WTI Advances to Two-Week High as U.S. Inventories Decline
West Texas Intermediate advanced to match a two-week high after the U.S., the world’s largest crude consumer, reported a larger-than-forecast drop in inventories.
Futures rose as much as 0.5 percent, reversing earlier losses. U.S. crude stockpiles slid by 7.66 million barrels to 350.2 million in the seven days ended Jan. 10, according to data yesterday from the Energy Information Administration. That was more than five times a 1.3 million drop forecast in a Bloomberg News survey. OPEC oil production fell to the lowest level since May 2011, while the organization forecast demand for its crude this year will remain below the group’s agreed output target.
“WTI is simply extending yesterday’s gains when it was propped higher by a large draw in U.S. crude oil stocks that was not offset by a commensurate rise in product stocks,” Harry Tchilinguirian, a London-based analyst at BNP Paribas SA, said today by e-mail.
WTI for February delivery climbed as much as 47 cents to $94.64 a barrel in electronic trading on the New York Mercantile Exchange. It was at $94.19 as of 1:30 p.m. London time. The volume of all futures traded was 11 percent below the average for the past 100 days, according to data compiled by Bloomberg.
Brent for February settlement, which expires today, fell 40 cents to $106.73 a barrel on the London-based ICE Futures Europe exchange. The more-active March contract fell 34 cents to $105.93. The European benchmark crude was at a premium of $12.52 to WTI, compared with $12.66 yesterday.
Prices rose on “massive inventory draws yesterday,” said Andrey Kryuchenkov, an analyst at VTB Capital in London.
Crude inventories shrank as imports decreased 13 percent last week, the most since September 2012, according to the EIA report. Stockpiles at Cushing, Oklahoma, the largest U.S. oil-storage hub and the delivery point for WTI futures, expanded by 145,000 barrels to 40.9 million.
Distillate supplies, including heating oil and diesel, declined 1.02 million barrels, said the EIA, the Energy Department’s statistical arm. Supplies were projected to have climbed by 1.25 million, according to the median estimate of 11 analysts surveyed by Bloomberg.
The Organization of Petroleum Exporting Countries, responsible for 40 percent of the world’s oil supply, said output from its 12 members slid by 20,000 barrels a day to 29.44 million a day in December amid declines in Iraq and Saudi Arabia. That’s less than the average of 29.6 million a day the group predicts will be required in 2014 and below the 30 million ceiling it reaffirmed in December.

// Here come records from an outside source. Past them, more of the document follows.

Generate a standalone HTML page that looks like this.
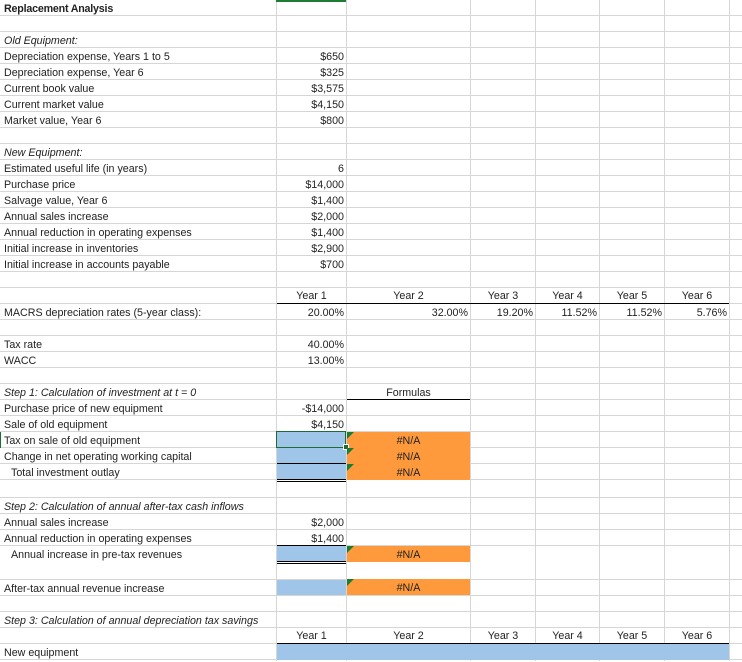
<!DOCTYPE html>
<html><head><meta charset="utf-8"><style>
body{margin:0;width:742px;height:661px;overflow:hidden;background:#fff;position:relative;font-family:"Liberation Sans",Arial,sans-serif;font-size:10.7px;color:#222}
.g{position:absolute;left:0;width:742px;background:repeating-linear-gradient(to bottom,transparent 0 15px,#d6d6d6 15px 16px)}
.v{position:absolute;top:0;width:1px;height:661px;background:#d6d6d6}
.t{position:absolute;height:16px;line-height:18px;white-space:nowrap;overflow:visible}
.l{padding-left:4px}
.r{text-align:right}
.c{text-align:center}
.i{font-style:italic}
.f{position:absolute}
.bl{background:#9fc5e8}
.or{background:#ff9a3c}
.k{position:absolute;height:1px;background:#000}
.tri{position:absolute;width:0;height:0;border-top:7px solid #1e7b34;border-right:7px solid transparent}
</style></head><body>
<div class="g" style="top:0;height:480px"></div>
<div class="g" style="top:482px;height:64px"></div>
<div class="g" style="top:564px;height:97px"></div>
<div class="v" style="left:276px"></div><div class="v" style="left:346px"></div><div class="v" style="left:470px"></div><div class="v" style="left:535px"></div><div class="v" style="left:599px"></div><div class="v" style="left:664px"></div><div class="v" style="left:729px"></div>

<!-- fills -->
<div class="f bl" style="left:277px;top:432px;width:69px;height:47px"></div>
<div class="f or" style="left:347px;top:432px;width:123px;height:48px"></div>
<div class="f bl" style="left:277px;top:546px;width:69px;height:15px"></div>
<div class="f or" style="left:347px;top:546px;width:123px;height:16px"></div>
<div class="f bl" style="left:277px;top:580px;width:69px;height:15px"></div>
<div class="f or" style="left:347px;top:579px;width:123px;height:16px"></div>
<div class="f bl" style="left:277px;top:644px;width:452px;height:16px"></div>
<div class="f" style="left:276px;top:431px;width:68px;height:15px;border:1px solid #1e6b34"></div>
<div class="f" style="left:343px;top:444px;width:4px;height:4px;background:#1e6b34;border:1px solid #fff"></div>
<div class="f" style="left:276px;top:0;width:70px;height:2px;background:#1e7b34"></div>
<div class="f" style="left:0;top:432px;width:1px;height:16px;background:#1e6b34"></div>
<div class="tri" style="left:347px;top:432px"></div><div class="tri" style="left:347px;top:448px"></div><div class="tri" style="left:347px;top:464px"></div><div class="tri" style="left:347px;top:546px"></div><div class="tri" style="left:347px;top:579px"></div>

<!-- black borders -->
<div class="k" style="left:277px;top:303px;width:452px"></div>
<div class="k" style="left:347px;top:399px;width:123px"></div>
<div class="k" style="left:277px;top:463px;width:69px"></div>
<div class="k" style="left:277px;top:479px;width:69px"></div><div class="k" style="left:277px;top:481px;width:69px"></div>
<div class="k" style="left:277px;top:545px;width:69px"></div>
<div class="k" style="left:277px;top:561px;width:69px"></div><div class="k" style="left:277px;top:563px;width:69px"></div>
<div class="k" style="left:277px;top:643px;width:452px"></div>

<!-- column A text -->
<div class="t l" style="top:0;font-weight:bold;letter-spacing:-0.2px">Replacement Analysis</div>
<div class="t l i" style="top:32px">Old Equipment:</div>
<div class="t l" style="top:48px">Depreciation expense, Years 1 to 5</div>
<div class="t l" style="top:64px">Depreciation expense, Year 6</div>
<div class="t l" style="top:80px">Current book value</div>
<div class="t l" style="top:96px">Current market value</div>
<div class="t l" style="top:112px">Market value, Year 6</div>
<div class="t l i" style="top:144px">New Equipment:</div>
<div class="t l" style="top:160px">Estimated useful life (in years)</div>
<div class="t l" style="top:176px">Purchase price</div>
<div class="t l" style="top:192px">Salvage value, Year 6</div>
<div class="t l" style="top:208px">Annual sales increase</div>
<div class="t l" style="top:224px">Annual reduction in operating expenses</div>
<div class="t l" style="top:240px">Initial increase in inventories</div>
<div class="t l" style="top:256px">Initial increase in accounts payable</div>
<div class="t l" style="top:304px">MACRS depreciation rates (5-year class):</div>
<div class="t l" style="top:336px">Tax rate</div>
<div class="t l" style="top:352px">WACC</div>
<div class="t l i" style="top:384px">Step 1: Calculation of investment at t = 0</div>
<div class="t l" style="top:400px">Purchase price of new equipment</div>
<div class="t l" style="top:416px">Sale of old equipment</div>
<div class="t l" style="top:432px">Tax on sale of old equipment</div>
<div class="t l" style="top:448px">Change in net operating working capital</div>
<div class="t l" style="top:464px;padding-left:11px">Total investment outlay</div>
<div class="t l i" style="top:498px">Step 2: Calculation of annual after-tax cash inflows</div>
<div class="t l" style="top:514px">Annual sales increase</div>
<div class="t l" style="top:530px">Annual reduction in operating expenses</div>
<div class="t l" style="top:546px;padding-left:11px">Annual increase in pre-tax revenues</div>
<div class="t l" style="top:580px">After-tax annual revenue increase</div>
<div class="t l i" style="top:612px">Step 3: Calculation of annual depreciation tax savings</div>
<div class="t l" style="top:644px">New equipment</div>

<!-- column B values -->
<div class="t r" style="left:277px;width:67px;top:48px">$650</div>
<div class="t r" style="left:277px;width:67px;top:64px">$325</div>
<div class="t r" style="left:277px;width:67px;top:80px">$3,575</div>
<div class="t r" style="left:277px;width:67px;top:96px">$4,150</div>
<div class="t r" style="left:277px;width:67px;top:112px">$800</div>
<div class="t r" style="left:277px;width:67px;top:160px">6</div>
<div class="t r" style="left:277px;width:67px;top:176px">$14,000</div>
<div class="t r" style="left:277px;width:67px;top:192px">$1,400</div>
<div class="t r" style="left:277px;width:67px;top:208px">$2,000</div>
<div class="t r" style="left:277px;width:67px;top:224px">$1,400</div>
<div class="t r" style="left:277px;width:67px;top:240px">$2,900</div>
<div class="t r" style="left:277px;width:67px;top:256px">$700</div>
<div class="t r" style="left:277px;width:67px;top:304px">20.00%</div>
<div class="t r" style="left:277px;width:67px;top:336px">40.00%</div>
<div class="t r" style="left:277px;width:67px;top:352px">13.00%</div>
<div class="t r" style="left:277px;width:67px;top:400px">-$14,000</div>
<div class="t r" style="left:277px;width:67px;top:416px">$4,150</div>
<div class="t r" style="left:277px;width:67px;top:514px">$2,000</div>
<div class="t r" style="left:277px;width:67px;top:530px">$1,400</div>

<!-- rates row -->
<div class="t r" style="left:347px;width:121px;top:304px">32.00%</div>
<div class="t r" style="left:471px;width:62px;top:304px">19.20%</div>
<div class="t r" style="left:536px;width:61px;top:304px">11.52%</div>
<div class="t r" style="left:600px;width:62px;top:304px">11.52%</div>
<div class="t r" style="left:665px;width:62px;top:304px">5.76%</div>

<!-- Year headers -->
<div class="t c" style="left:277px;width:69px;top:287px">Year 1</div>
<div class="t c" style="left:347px;width:123px;top:287px">Year 2</div>
<div class="t c" style="left:471px;width:64px;top:287px">Year 3</div>
<div class="t c" style="left:536px;width:63px;top:287px">Year 4</div>
<div class="t c" style="left:600px;width:64px;top:287px">Year 5</div>
<div class="t c" style="left:665px;width:64px;top:287px">Year 6</div>
<div class="t c" style="left:277px;width:69px;top:627px">Year 1</div>
<div class="t c" style="left:347px;width:123px;top:627px">Year 2</div>
<div class="t c" style="left:471px;width:64px;top:627px">Year 3</div>
<div class="t c" style="left:536px;width:63px;top:627px">Year 4</div>
<div class="t c" style="left:600px;width:64px;top:627px">Year 5</div>
<div class="t c" style="left:665px;width:64px;top:627px">Year 6</div>

<!-- column C -->
<div class="t c" style="left:347px;width:123px;top:384px">Formulas</div>
<div class="t c" style="left:347px;width:123px;top:432px">#N/A</div>
<div class="t c" style="left:347px;width:123px;top:448px">#N/A</div>
<div class="t c" style="left:347px;width:123px;top:464px">#N/A</div>
<div class="t c" style="left:347px;width:123px;top:546px">#N/A</div>
<div class="t c" style="left:347px;width:123px;top:579px">#N/A</div>
</body></html>
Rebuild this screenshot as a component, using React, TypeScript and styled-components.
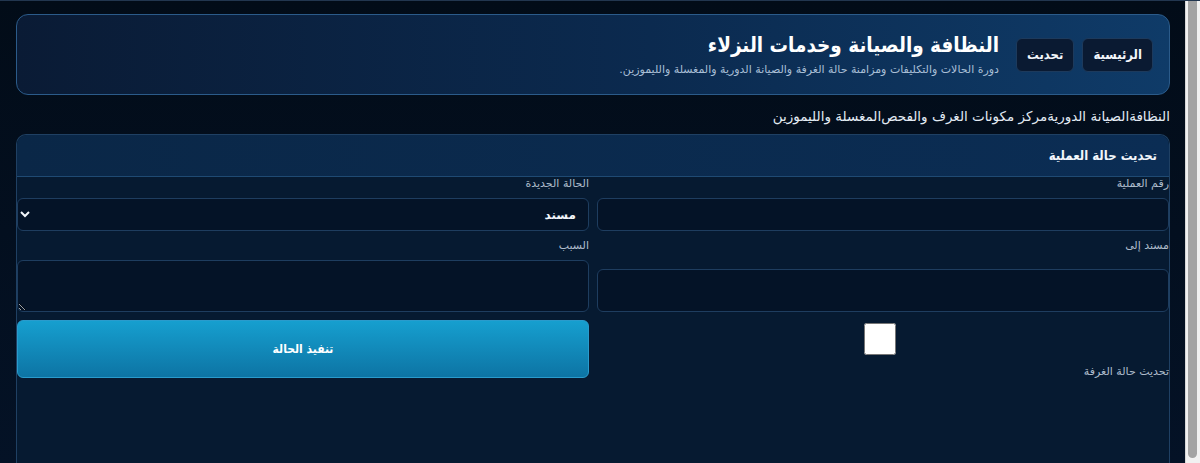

In Libya, operations have returned to normal at the Sharara field as protesters are satisfied with the government’s response to their demands, said Mustafa Lamin, a spokesman for the group. The country’s production was 570,000 barrels a day yesterday, Mohamed Elharari, a spokesman for state-run National Oil Corp., said by phone from Tripoli today. Libya holds Africa’s biggest crude reserves.
Europe is days from suspending a ban on reinsurance for tankers hauling Iranian oil, a measure that helped cut crude exports from the country by more than 50 percent, the International Group of P&I Clubs said. The relaxation will take effect on Jan. 20 and last for at least six months, Andrew Bardot, the executive officer of the International Group, said by e-mail today.
“The sanctions on oil are not lifted, only sanctions around transportation and insurance will be suspended,” Abhishek Deshpande, an analyst at Natixis SA, said in an e-mail. “To some extent we will see some increase in Iranian oil exports to countries including India, China, South Africa, South Korea, Japan. But they will all stick to the U.S.-led quotas on Iranian oil imports.”
WTI has technical support along the so-called neckline of a head-and-shoulders formation, at about $91.90 a barrel today, according to data compiled by Bloomberg. Futures are rebounding from this level this week. Buy orders tend to be clustered around chart-support levels.